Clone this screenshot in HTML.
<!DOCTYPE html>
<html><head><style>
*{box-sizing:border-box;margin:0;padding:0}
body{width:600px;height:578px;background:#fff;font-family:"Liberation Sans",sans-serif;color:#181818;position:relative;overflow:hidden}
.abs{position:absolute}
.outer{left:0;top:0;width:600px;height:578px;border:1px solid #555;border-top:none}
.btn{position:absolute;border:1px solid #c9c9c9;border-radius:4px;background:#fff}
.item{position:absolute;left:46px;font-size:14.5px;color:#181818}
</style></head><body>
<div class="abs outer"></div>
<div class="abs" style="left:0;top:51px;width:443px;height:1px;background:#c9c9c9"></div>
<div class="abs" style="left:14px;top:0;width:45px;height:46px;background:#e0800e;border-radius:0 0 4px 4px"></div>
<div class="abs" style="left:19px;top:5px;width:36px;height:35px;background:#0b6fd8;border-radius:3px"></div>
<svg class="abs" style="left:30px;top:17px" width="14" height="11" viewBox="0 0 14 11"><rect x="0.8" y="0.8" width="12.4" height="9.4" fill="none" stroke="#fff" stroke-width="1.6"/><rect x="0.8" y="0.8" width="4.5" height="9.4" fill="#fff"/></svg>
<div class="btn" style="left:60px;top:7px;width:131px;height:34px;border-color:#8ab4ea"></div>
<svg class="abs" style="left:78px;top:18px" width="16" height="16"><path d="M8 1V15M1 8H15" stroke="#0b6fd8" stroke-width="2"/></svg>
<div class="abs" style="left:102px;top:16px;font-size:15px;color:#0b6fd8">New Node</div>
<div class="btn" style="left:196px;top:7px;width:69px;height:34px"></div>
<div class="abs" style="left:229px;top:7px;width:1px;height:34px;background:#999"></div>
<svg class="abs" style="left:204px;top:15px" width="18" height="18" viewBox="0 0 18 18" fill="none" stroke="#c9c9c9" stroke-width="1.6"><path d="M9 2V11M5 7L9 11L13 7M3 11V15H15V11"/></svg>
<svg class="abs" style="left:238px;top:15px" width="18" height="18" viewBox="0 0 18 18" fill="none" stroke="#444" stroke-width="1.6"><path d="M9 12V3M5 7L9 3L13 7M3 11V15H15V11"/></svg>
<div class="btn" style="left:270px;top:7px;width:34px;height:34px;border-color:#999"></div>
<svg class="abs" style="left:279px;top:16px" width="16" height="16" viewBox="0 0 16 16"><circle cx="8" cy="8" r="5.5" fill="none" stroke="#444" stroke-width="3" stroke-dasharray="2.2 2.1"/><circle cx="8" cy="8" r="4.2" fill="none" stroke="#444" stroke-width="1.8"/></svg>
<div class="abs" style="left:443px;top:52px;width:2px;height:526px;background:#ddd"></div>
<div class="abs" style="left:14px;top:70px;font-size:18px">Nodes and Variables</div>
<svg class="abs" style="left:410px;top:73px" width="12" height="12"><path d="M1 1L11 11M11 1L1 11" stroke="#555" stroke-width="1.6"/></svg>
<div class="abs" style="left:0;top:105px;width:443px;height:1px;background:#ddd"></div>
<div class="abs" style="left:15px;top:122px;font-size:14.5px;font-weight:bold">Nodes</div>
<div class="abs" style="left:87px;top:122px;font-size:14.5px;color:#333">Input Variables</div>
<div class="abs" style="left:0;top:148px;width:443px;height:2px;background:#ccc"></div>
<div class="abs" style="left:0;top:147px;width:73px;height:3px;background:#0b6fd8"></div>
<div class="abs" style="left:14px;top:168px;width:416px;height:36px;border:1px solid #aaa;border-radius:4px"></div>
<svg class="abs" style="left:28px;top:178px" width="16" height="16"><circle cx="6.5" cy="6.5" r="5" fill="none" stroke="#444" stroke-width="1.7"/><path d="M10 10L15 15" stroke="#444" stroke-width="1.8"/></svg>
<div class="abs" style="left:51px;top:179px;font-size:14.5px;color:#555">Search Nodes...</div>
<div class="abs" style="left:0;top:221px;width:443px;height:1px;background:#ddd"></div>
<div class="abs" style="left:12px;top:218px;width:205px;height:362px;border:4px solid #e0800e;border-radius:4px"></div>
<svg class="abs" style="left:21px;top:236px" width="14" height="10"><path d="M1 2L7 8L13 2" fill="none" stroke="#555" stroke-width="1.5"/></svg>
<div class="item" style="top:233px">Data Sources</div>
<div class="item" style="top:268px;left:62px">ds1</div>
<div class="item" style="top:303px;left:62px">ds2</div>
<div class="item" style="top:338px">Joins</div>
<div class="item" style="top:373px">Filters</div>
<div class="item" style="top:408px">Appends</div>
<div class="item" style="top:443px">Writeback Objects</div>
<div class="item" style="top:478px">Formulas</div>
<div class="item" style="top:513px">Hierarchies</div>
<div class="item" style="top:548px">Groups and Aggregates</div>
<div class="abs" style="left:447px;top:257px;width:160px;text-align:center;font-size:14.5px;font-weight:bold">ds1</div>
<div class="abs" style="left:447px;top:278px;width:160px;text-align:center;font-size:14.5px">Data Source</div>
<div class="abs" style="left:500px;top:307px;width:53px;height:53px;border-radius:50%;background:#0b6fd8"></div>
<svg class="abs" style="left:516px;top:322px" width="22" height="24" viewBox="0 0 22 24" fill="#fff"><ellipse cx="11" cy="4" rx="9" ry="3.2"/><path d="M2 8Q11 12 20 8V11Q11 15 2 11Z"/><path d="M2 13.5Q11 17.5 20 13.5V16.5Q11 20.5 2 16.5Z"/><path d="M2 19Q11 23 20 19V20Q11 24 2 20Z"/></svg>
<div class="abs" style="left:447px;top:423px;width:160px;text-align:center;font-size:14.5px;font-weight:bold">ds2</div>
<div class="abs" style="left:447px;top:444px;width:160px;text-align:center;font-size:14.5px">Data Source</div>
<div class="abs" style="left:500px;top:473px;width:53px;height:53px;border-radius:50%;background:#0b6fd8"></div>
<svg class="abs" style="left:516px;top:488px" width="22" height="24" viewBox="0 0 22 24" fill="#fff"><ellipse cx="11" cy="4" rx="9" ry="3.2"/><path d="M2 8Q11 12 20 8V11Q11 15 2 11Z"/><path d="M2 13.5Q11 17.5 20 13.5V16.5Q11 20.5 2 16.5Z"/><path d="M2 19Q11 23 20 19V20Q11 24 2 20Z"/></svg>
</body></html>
---
*WHAT IS EXPECTED*. Reproduce the data in full, exactly as presented.

*REPLY*.
Clone this screenshot in HTML.
<!DOCTYPE html>
<html><head><style>
*{box-sizing:border-box;margin:0;padding:0}
body{width:600px;height:578px;background:#fff;font-family:"Liberation Sans",sans-serif;color:#181818;position:relative;overflow:hidden}
.abs{position:absolute}
.outer{left:0;top:0;width:600px;height:578px;border:1px solid #555;border-top:none}
.btn{position:absolute;border:1px solid #c9c9c9;border-radius:4px;background:#fff}
.item{position:absolute;left:46px;font-size:14.5px;color:#181818}
</style></head><body>
<div class="abs outer"></div>
<div class="abs" style="left:0;top:51px;width:443px;height:1px;background:#c9c9c9"></div>
<div class="abs" style="left:14px;top:0;width:45px;height:46px;background:#e0800e;border-radius:0 0 4px 4px"></div>
<div class="abs" style="left:19px;top:5px;width:36px;height:35px;background:#0b6fd8;border-radius:3px"></div>
<svg class="abs" style="left:30px;top:17px" width="14" height="11" viewBox="0 0 14 11"><rect x="0.8" y="0.8" width="12.4" height="9.4" fill="none" stroke="#fff" stroke-width="1.6"/><rect x="0.8" y="0.8" width="4.5" height="9.4" fill="#fff"/></svg>
<div class="btn" style="left:60px;top:7px;width:131px;height:34px;border-color:#8ab4ea"></div>
<svg class="abs" style="left:78px;top:18px" width="16" height="16"><path d="M8 1V15M1 8H15" stroke="#0b6fd8" stroke-width="2"/></svg>
<div class="abs" style="left:102px;top:16px;font-size:15px;color:#0b6fd8">New Node</div>
<div class="btn" style="left:196px;top:7px;width:69px;height:34px"></div>
<div class="abs" style="left:229px;top:7px;width:1px;height:34px;background:#999"></div>
<svg class="abs" style="left:204px;top:15px" width="18" height="18" viewBox="0 0 18 18" fill="none" stroke="#c9c9c9" stroke-width="1.6"><path d="M9 2V11M5 7L9 11L13 7M3 11V15H15V11"/></svg>
<svg class="abs" style="left:238px;top:15px" width="18" height="18" viewBox="0 0 18 18" fill="none" stroke="#444" stroke-width="1.6"><path d="M9 12V3M5 7L9 3L13 7M3 11V15H15V11"/></svg>
<div class="btn" style="left:270px;top:7px;width:34px;height:34px;border-color:#999"></div>
<svg class="abs" style="left:279px;top:16px" width="16" height="16" viewBox="0 0 16 16"><circle cx="8" cy="8" r="5.5" fill="none" stroke="#444" stroke-width="3" stroke-dasharray="2.2 2.1"/><circle cx="8" cy="8" r="4.2" fill="none" stroke="#444" stroke-width="1.8"/></svg>
<div class="abs" style="left:443px;top:52px;width:2px;height:526px;background:#ddd"></div>
<div class="abs" style="left:14px;top:70px;font-size:18px">Nodes and Variables</div>
<svg class="abs" style="left:410px;top:73px" width="12" height="12"><path d="M1 1L11 11M11 1L1 11" stroke="#555" stroke-width="1.6"/></svg>
<div class="abs" style="left:0;top:105px;width:443px;height:1px;background:#ddd"></div>
<div class="abs" style="left:15px;top:122px;font-size:14.5px;font-weight:bold">Nodes</div>
<div class="abs" style="left:87px;top:122px;font-size:14.5px;color:#333">Input Variables</div>
<div class="abs" style="left:0;top:148px;width:443px;height:2px;background:#ccc"></div>
<div class="abs" style="left:0;top:147px;width:73px;height:3px;background:#0b6fd8"></div>
<div class="abs" style="left:14px;top:168px;width:416px;height:36px;border:1px solid #aaa;border-radius:4px"></div>
<svg class="abs" style="left:28px;top:178px" width="16" height="16"><circle cx="6.5" cy="6.5" r="5" fill="none" stroke="#444" stroke-width="1.7"/><path d="M10 10L15 15" stroke="#444" stroke-width="1.8"/></svg>
<div class="abs" style="left:51px;top:179px;font-size:14.5px;color:#555">Search Nodes...</div>
<div class="abs" style="left:0;top:221px;width:443px;height:1px;background:#ddd"></div>
<div class="abs" style="left:12px;top:218px;width:205px;height:362px;border:4px solid #e0800e;border-radius:4px"></div>
<svg class="abs" style="left:21px;top:236px" width="14" height="10"><path d="M1 2L7 8L13 2" fill="none" stroke="#555" stroke-width="1.5"/></svg>
<div class="item" style="top:233px">Data Sources</div>
<div class="item" style="top:268px;left:62px">ds1</div>
<div class="item" style="top:303px;left:62px">ds2</div>
<div class="item" style="top:338px">Joins</div>
<div class="item" style="top:373px">Filters</div>
<div class="item" style="top:408px">Appends</div>
<div class="item" style="top:443px">Writeback Objects</div>
<div class="item" style="top:478px">Formulas</div>
<div class="item" style="top:513px">Hierarchies</div>
<div class="item" style="top:548px">Groups and Aggregates</div>
<div class="abs" style="left:447px;top:257px;width:160px;text-align:center;font-size:14.5px;font-weight:bold">ds1</div>
<div class="abs" style="left:447px;top:278px;width:160px;text-align:center;font-size:14.5px">Data Source</div>
<div class="abs" style="left:500px;top:307px;width:53px;height:53px;border-radius:50%;background:#0b6fd8"></div>
<svg class="abs" style="left:516px;top:322px" width="22" height="24" viewBox="0 0 22 24" fill="#fff"><ellipse cx="11" cy="4" rx="9" ry="3.2"/><path d="M2 8Q11 12 20 8V11Q11 15 2 11Z"/><path d="M2 13.5Q11 17.5 20 13.5V16.5Q11 20.5 2 16.5Z"/><path d="M2 19Q11 23 20 19V20Q11 24 2 20Z"/></svg>
<div class="abs" style="left:447px;top:423px;width:160px;text-align:center;font-size:14.5px;font-weight:bold">ds2</div>
<div class="abs" style="left:447px;top:444px;width:160px;text-align:center;font-size:14.5px">Data Source</div>
<div class="abs" style="left:500px;top:473px;width:53px;height:53px;border-radius:50%;background:#0b6fd8"></div>
<svg class="abs" style="left:516px;top:488px" width="22" height="24" viewBox="0 0 22 24" fill="#fff"><ellipse cx="11" cy="4" rx="9" ry="3.2"/><path d="M2 8Q11 12 20 8V11Q11 15 2 11Z"/><path d="M2 13.5Q11 17.5 20 13.5V16.5Q11 20.5 2 16.5Z"/><path d="M2 19Q11 23 20 19V20Q11 24 2 20Z"/></svg>
</body></html>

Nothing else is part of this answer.